The Karnataka Parks, Play-fields and Open Space (Preservation and Regulations Act) 1985, prohibits construction of any building or structure likely to affect the utility of the park, play-field or open space. It enables the taking down of illegal structures that come up in the open spaces and parks. People who build these structures can face imprisonment for up to six months or a fine or both.
Mr. Kumar added, “Although there are regulations and acts for the same, but the governing bodies pay no heed to it and hazardously occupy all the spaces. There is a need for stricter bylaws or the city will soon be deprived of open grounds”.

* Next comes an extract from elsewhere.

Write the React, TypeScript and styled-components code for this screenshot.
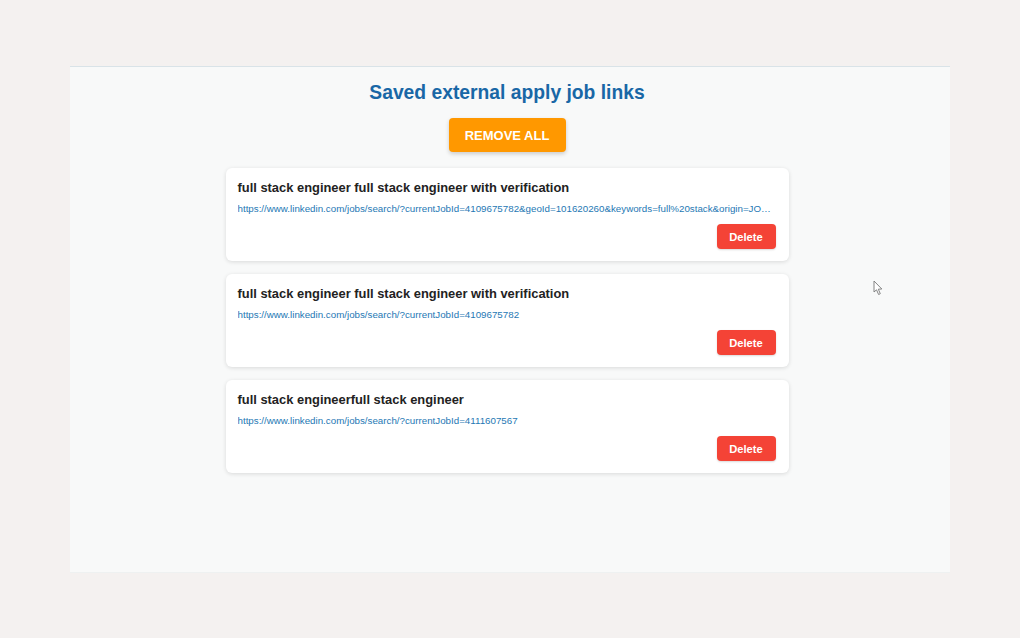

The lack of playgrounds has given a chance to the business of rented sports complexes to flourish. Various sports academies in Electronics City, Marathahalli, Hegganahalli and Kanakapura Road offer facilities for around Rs. 1,800-2,000 per hour on the weekends. Mohit, from Marathahalli said, “Sports clubs have taken over the indigenous grounds which is disheartening. Although they are quite professional with all rented equipments, yet I miss playing cricket with my friends in the dusty fields”.
Sports Authority of Karnataka has the power to establish playgrounds, parks and sports training centers. The National Playing Fields Association of India (NPFAI) under the Ministry of Youth Affairs and Sports focuses on protecting the existing playgrounds and promoting new ones, apart from forming the guidelines. However Mr. Ramesh said, “The guidelines have currently not been implemented. To maintain and preserve open spaces, various departments need to work in co-ordination with each other. The public too, is responsible for following the rules and making the authorities’ work easier”.
In many old areas, the deplorable condition of playgrounds had encouraged the authorities to use them for commercial purposes as sports and other activities were no longer possible. However, like the HAL Sports Club, fortunately the grounds maintained by public sector are still accessible to the general public.